The Greens are looking to ban future gas exploration in their government formation talks with Fianna Fáil and Fine Gael.
More worryingly, Fianna Fáil and Fine Gael have said they are open to it. If the Greens get their way, we will be locking ourselves into a future where we are 100pc reliant on post-Brexit Britain for our natural gas supply. This is not a smart idea.
Concerns have already been raised by the International Energy Agency (IEA) on Ireland's dependence on UK gas imports.
In a 2019 review, the IEA stated, "There is high reliance on a limited amount of gas infrastructure, raising concerns for security of gas supply in Ireland".
Recent reports in the print media suggest the Attorney General shares some of these concerns too, particularly in relation to how Ireland can meet its energy security obligations to the EU.
Why is there so much concern? Ireland relies very heavily on gas for its electricity generation and it has no storage capacity to speak of.
So, if something were to happen to the gas supply we get from the single pipeline we have with the UK, Ireland would have a big problem.
While people may dispute the amount of gas we will ultimately need, what is clear is that we are going to need a lot of it for many years to come.
The Corrib field has already passed peak production and will account for less than 20pc of Ireland's gas needs by 2025.
So there is just one choice to be made in the coming days.
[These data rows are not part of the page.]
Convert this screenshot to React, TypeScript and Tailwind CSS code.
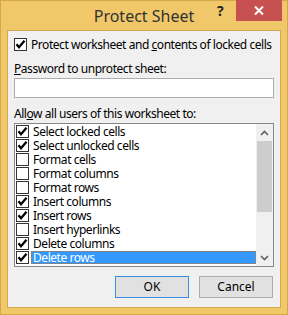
const items: [string, boolean][] = [
  ["Select locked cells", true],
  ["Select unlocked cells", true],
  ["Format cells", false],
  ["Format columns", false],
  ["Format rows", false],
  ["Insert columns", true],
  ["Insert rows", true],
  ["Insert hyperlinks", false],
  ["Delete columns", true],
  ["Delete rows", true],
];

function Check({ checked }: { checked: boolean }) {
  return (
    <span className="flex h-[13px] w-[13px] shrink-0 items-center justify-center border border-[#333333] bg-white">
      {checked ? (
        <svg width="11" height="11" viewBox="0 0 11 11">
          <path d="M1.5 5.3 L4 8.3 L9.5 1.8" fill="none" stroke="#000" strokeWidth="2.3" />
        </svg>
      ) : null}
    </span>
  );
}

function Chevron({ up }: { up?: boolean }) {
  return (
    <svg width="9" height="6" viewBox="0 0 9 6">
      <path
        d={up ? "M1 5 L4.5 1.5 L8 5" : "M1 1 L4.5 4.5 L8 1"}
        fill="none"
        stroke="#606060"
        strokeWidth="1.6"
      />
    </svg>
  );
}

export default function App() {
  return (
    <div className="flex h-[315px] w-[288px] flex-col border border-[#d6a747] bg-[#f0c86a] font-['Segoe_UI','Noto_Sans',sans-serif] text-[12px] tracking-[-0.45px] text-black">
      <div className="relative flex h-[29px] shrink-0 items-center justify-center">
        <span className="text-[16px] leading-none tracking-normal text-[#333333]">Protect Sheet</span>
        <span className="absolute left-[216px] top-[3px] text-[14px] font-bold leading-[14px] text-[#222]">?</span>
        <div className="absolute right-[5px] top-[-1px] flex h-[21px] w-[46px] items-center justify-center bg-[#c75050]">
          <svg width="10" height="9" viewBox="0 0 10 9">
            <path d="M1 0.5 L9 8.5 M9 0.5 L1 8.5" stroke="#fff" strokeWidth="2" />
          </svg>
        </div>
      </div>
      <div className="mx-[6px] mb-[6px] flex flex-1 flex-col border border-[#d3a950] bg-[#f0f0f0] pl-[6px] pr-[6px]">
        <div className="mt-[7px] flex h-[13px] items-center gap-[4px]">
          <Check checked />
          <span className="whitespace-nowrap leading-[15px]">
            Protect worksheet and <u>c</u>ontents of locked cells
          </span>
        </div>
        <div className="mt-[10px] whitespace-nowrap leading-[15px]">
          <u>P</u>assword to unprotect sheet:
        </div>
        <div className="mt-[2px] h-[20px] w-[260px] border border-[#abadb3] bg-white" />
        <div className="mt-[8px] whitespace-nowrap leading-[15px]">
          All<u>o</u>w all users of this worksheet to:
        </div>
        <div className="mt-[2px] flex h-[144px] w-[260px] border border-[#828790] bg-white">
          <div className="flex flex-1 flex-col gap-[1px] pl-[1px] pt-[1px]">
            {items.map(([label, checked], i) => {
              const selected = i === items.length - 1;
              return (
                <div key={label} className="flex h-[13px] items-center gap-[2px]">
                  <Check checked={checked} />
                  <span
                    className={
                      selected
                        ? "flex h-[13px] flex-1 items-center whitespace-nowrap border border-dotted border-[#c8701e] bg-[#3399ff] pl-[1px] leading-[13px] text-white"
                        : "flex h-[13px] flex-1 items-center whitespace-nowrap pl-[2px] leading-[13px]"
                    }
                  >
                    {label}
                  </span>
                </div>
              );
            })}
          </div>
          <div className="flex w-[17px] flex-col bg-[#f0f0f0]">
            <div className="flex h-[17px] items-center justify-center">
              <Chevron up />
            </div>
            <div className="mx-[1px] h-[71px] bg-[#cdcdcd]" />
            <div className="flex-1" />
            <div className="flex h-[17px] items-center justify-center">
              <Chevron />
            </div>
          </div>
        </div>
        <div className="mt-[9px] flex justify-end gap-[10px] pr-[1px]">
          <button className="h-[22px] w-[74px] border border-[#3c8ee4] bg-[#e1e1e1] leading-none tracking-normal">OK</button>
          <button className="h-[22px] w-[74px] border border-[#adadad] bg-[#e1e1e1] leading-none tracking-normal">Cancel</button>
        </div>
      </div>
    </div>
  );
}
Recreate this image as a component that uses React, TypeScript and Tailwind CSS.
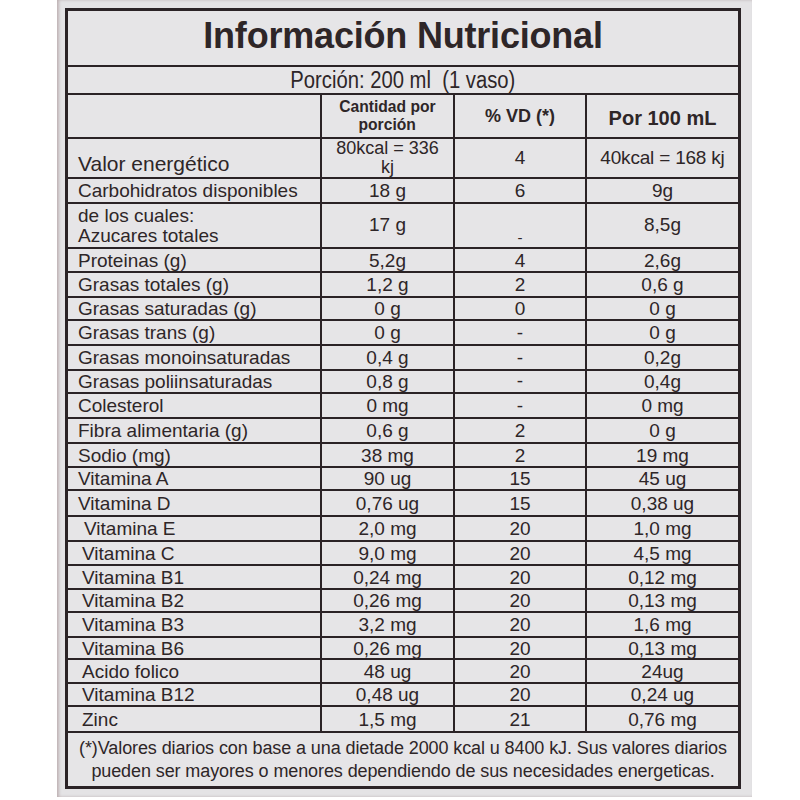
const ink = "text-[#2e2628]";

type Row = {
  label: string;
  qty: string;
  vd: string;
  per: string;
  h: string;
  indent?: string;
};

const rows: Row[] = [
  { label: "Carbohidratos disponibles", qty: "18 g", vd: "6", per: "9g", h: "h-[23px]" },
  { label: "Proteinas (g)", qty: "5,2g", vd: "4", per: "2,6g", h: "h-[22px]" },
  { label: "Grasas totales (g)", qty: "1,2 g", vd: "2", per: "0,6 g", h: "h-[23px]" },
  { label: "Grasas saturadas (g)", qty: "0 g", vd: "0", per: "0 g", h: "h-[21px]" },
  { label: "Grasas trans (g)", qty: "0 g", vd: "-", per: "0 g", h: "h-[23px]" },
  { label: "Grasas monoinsaturadas", qty: "0,4 g", vd: "-", per: "0,2g", h: "h-[23px]" },
  { label: "Grasas poliinsaturadas", qty: "0,8 g", vd: "-", per: "0,4g", h: "h-[21px]" },
  { label: "Colesterol", qty: "0 mg", vd: "-", per: "0 mg", h: "h-[23px]" },
  { label: "Fibra alimentaria (g)", qty: "0,6 g", vd: "2", per: "0 g", h: "h-[23px]" },
  { label: "Sodio (mg)", qty: "38 mg", vd: "2", per: "19 mg", h: "h-[22px]" },
  { label: "Vitamina A", qty: "90 ug", vd: "15", per: "45 ug", h: "h-[21px]" },
  { label: "Vitamina D", qty: "0,76 ug", vd: "15", per: "0,38 ug", h: "h-[24px]" },
  { label: "Vitamina E", qty: "2,0 mg", vd: "20", per: "1,0 mg", h: "h-[23px]", indent: "pl-[16px]" },
  { label: "Vitamina C", qty: "9,0 mg", vd: "20", per: "4,5 mg", h: "h-[22px]", indent: "pl-[14px]" },
  { label: "Vitamina B1", qty: "0,24 mg", vd: "20", per: "0,12 mg", h: "h-[22px]", indent: "pl-[14px]" },
  { label: "Vitamina B2", qty: "0,26 mg", vd: "20", per: "0,13 mg", h: "h-[21px]", indent: "pl-[14px]" },
  { label: "Vitamina B3", qty: "3,2 mg", vd: "20", per: "1,6 mg", h: "h-[23px]", indent: "pl-[14px]" },
  { label: "Vitamina B6", qty: "0,26 mg", vd: "20", per: "0,13 mg", h: "h-[20px]", indent: "pl-[14px]" },
  { label: "Acido folico", qty: "48 ug", vd: "20", per: "24ug", h: "h-[22px]", indent: "pl-[14px]" },
  { label: "Vitamina B12", qty: "0,48 ug", vd: "20", per: "0,24 ug", h: "h-[21px]", indent: "pl-[14px]" },
  { label: "Zinc", qty: "1,5 mg", vd: "21", per: "0,76 mg", h: "h-[24px]", indent: "pl-[14px]" },
];

const cell = "bg-[#e6e5e7] overflow-hidden";
const grid = "grid grid-cols-[252px_131px_130px_151px] gap-x-[2px]";

function DataRow({ r }: { r: Row }) {
  const dash = r.vd === "-";
  return (
    <div className={`${grid} ${r.h}`}>
      <div className={`${cell} ${r.indent ?? "pl-[10px]"} flex items-center text-[19px] leading-none`}>{r.label}</div>
      <div className={`${cell} flex items-center justify-center text-[19px] leading-none`}>{r.qty}</div>
      <div className={`${cell} flex justify-center text-[19px] leading-none ${dash ? "items-end pb-[2px] text-[15px]" : "items-center"}`}>
        {r.vd}
      </div>
      <div className={`${cell} flex items-center justify-center text-[19px] leading-none`}>{r.per}</div>
    </div>
  );
}

export default function App() {
  return (
    <div className="w-[800px] h-[800px] bg-white font-['Liberation_Sans',Arial,sans-serif]">
      <div className="ml-[57px] w-[695px] h-[797px] bg-[#e4e3e5] pt-[8px] pl-[8px] shadow-[inset_2px_0_3px_rgba(120,90,90,0.35)]">
        <div className={`w-[676px] border-[3px] border-[#2b2326] bg-[#2b2326] flex flex-col gap-y-[2px] ${ink}`}>
          <div className={`${cell} h-[54px] flex items-center justify-center pb-[4px] text-[36px] font-bold tracking-[-0.2px]`}>
            Información Nutricional
          </div>
          <div className={`${cell} h-[26px] flex items-center justify-center text-[23px] leading-none`}>
            <span className="inline-block scale-x-[0.88]">Porción: 200 ml&nbsp; (1 vaso)</span>
          </div>
          <div className={`${grid} h-[42px]`}>
            <div className={cell}></div>
            <div className={`${cell} flex flex-col items-center justify-center text-[17px] font-bold leading-[18px]`}>
              <span className="inline-block scale-x-[0.92]">Cantidad por</span>
              <span className="inline-block scale-x-[0.92]">porción</span>
            </div>
            <div className={`${cell} flex items-center justify-center text-[18px] font-bold`}>% VD (*)</div>
            <div className={`${cell} flex items-center justify-center pt-[4px] text-[20px] font-bold`}>Por 100 mL</div>
          </div>
          <div className={`${grid} h-[38px]`}>
            <div className={`${cell} pl-[10px] flex items-end pb-[3px] text-[21px] leading-none`}>Valor energético</div>
            <div className={`${cell} flex flex-col items-center justify-center text-[18px] leading-[19px]`}>
              <span>80kcal = 336</span>
              <span>kj</span>
            </div>
            <div className={`${cell} flex items-center justify-center text-[19px]`}>4</div>
            <div className={`${cell} flex items-center justify-center text-[19px] tracking-[-0.2px]`}>40kcal = 168 kj</div>
          </div>
          <DataRow r={rows[0]} />
          <div className={`${grid} h-[43px]`}>
            <div className={`${cell} pl-[10px] flex flex-col justify-center text-[19px] leading-[20px]`}>
              <span>de los cuales:</span>
              <span>Azucares totales</span>
            </div>
            <div className={`${cell} flex items-center justify-center text-[19px]`}>17 g</div>
            <div className={`${cell} flex items-end justify-center pb-[2px] text-[15px] leading-none`}>-</div>
            <div className={`${cell} flex items-center justify-center text-[19px]`}>8,5g</div>
          </div>
          {rows.slice(1).map((r) => (
            <DataRow key={r.label} r={r} />
          ))}
          <div className={`${cell} h-[53px] flex flex-col items-center justify-center text-[18px] leading-[23px] tracking-[-0.1px]`}>
            <span>(*)Valores diarios con base a una dietade 2000 kcal u 8400 kJ. Sus valores diarios</span>
            <span>pueden ser mayores o menores dependiendo de sus necesidades energeticas.</span>
          </div>
        </div>
      </div>
    </div>
  );
}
Will we try to produce some of the gas we need, or will we choose to rely on higher-emission imports from post-Brexit Britain?
The carbon footprint of something produced locally is always lower than something produced hundreds or thousands of kilometres away (much of the gas we import from the UK comes from countries like Norway and Qatar).
We all know this, it's why many of us try to buy locally produced food over foreign imports when we're doing our shopping.
Why should we be looking at our gas any differently? It seems odd that our political parties would actively choose to import all our gas over the possibility of using local production, yet this is what they appear to be considering.
A ban on future gas exploration would kill the chances of Ireland finding new gas reserves under existing licences.
No one with an existing licence will be able to attract the type of companies we need and the hundreds of millions of euro of investment required to explore and develop a new gas field.
This would be a terrible outcome for a country as dependent as we are on energy imports and a huge loss to the exchequer in jobs and investment right along the western seaboard (it's estimated Corrib will contribute €6bn to Ireland's GDP over its lifetime).
The discovery of a new gas field will only add to the country's security of supply, it will not mean less renewable energy.
Ireland installed a record amount of wind capacity (532MW) in 2017, the same year Corrib reached peak production, and the dispatch rules on our national grid ensure renewables will always be given priority over fossil fuels for electricity.
As recently as December 17, 2019, the Government published a policy statement on petroleum exploration.
The Government mentioned the "requirement to protect Ireland's energy security", including referencing the economic and environmental benefits "of using indigenous over imported sources... in terms of lower carbon impact, employment and tax yield".
In recognition of this, the Government announced it was going to commission an energy security review this year.
So, has anything changed since then to justify us moving from this rather sensible approach? Quite the contrary.
As we all know, the world has become a much more uncertain place due to the Covid-19 pandemic. Ireland's businesses and its finances are likely to be under pressure for many years to come.
Is this the time to sacrifice our energy security and the economic benefits derived from producing our own gas? I don't think so.
Let us carry out a proper energy security review. Let it inform the decisions we take towards our energy policy.
Otherwise there is a very real risk that over the coming days, due to the understandable pressure to form a government, short-term political decisions will be taken that result in bad long-term policies for Ireland's economic and energy future.
Tom O'Brien is managing director of Nephin Energy. Nephin holds a 43.5pc interest in the Corrib gas field.